Any kind of overwhelming debt can weigh heavily on your mind – but when you owe back taxes to the federal government, the stress can be tremendous. The Internal Revenue Service (IRS) can be aggressive when it comes to collections.
Will filing for bankruptcy wipe out your tax debt? The short answer is, at best, a “maybe.”
Only some federal taxes can be discharged, and timing matters
In general, you have to meet certain specific requirements to wipe out federal tax debt in a bankruptcy. In general:
- Only income taxes can be considered, not payroll taxes or other forms of tax debt.
- The tax return on which the taxes are due must be at least three years prior to the bankruptcy petition.
- The return for the year (or years) in question must have been filed at least two years prior to the bankruptcy.
- The IRS must have assessed the tax debt at least 240 days before the bankruptcy was filed.
- There was no fraud or willful attempt to evade taxation.
This is sometimes referred to as the “three-year, two-year and 240-day rule” when taken together. Filing too early can mean the tax debt is not dischargeable, while filing at the right time can give you a fresh start.

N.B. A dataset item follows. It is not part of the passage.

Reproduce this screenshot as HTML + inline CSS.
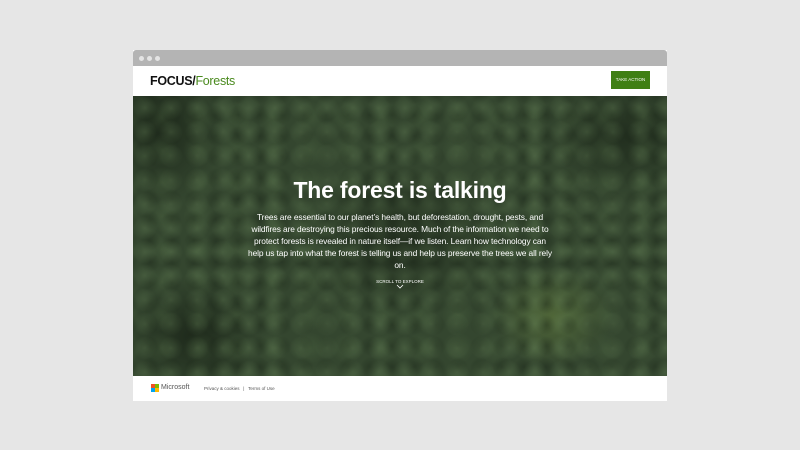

It’s important to note that filing for bankruptcy can still help stop collection efforts for a while, even if the taxes cannot ultimately be discharged. In some cases, that can lead to a structured plan to repay the debt as part of a Chapter 13. Equally critical to remember, however, is that an IRS lien can survive bankruptcy, so any issues along those lines must be addressed separately. Skilled legal guidance is essential so that you can fully assess the options you have available and take a strategic approach to the situation.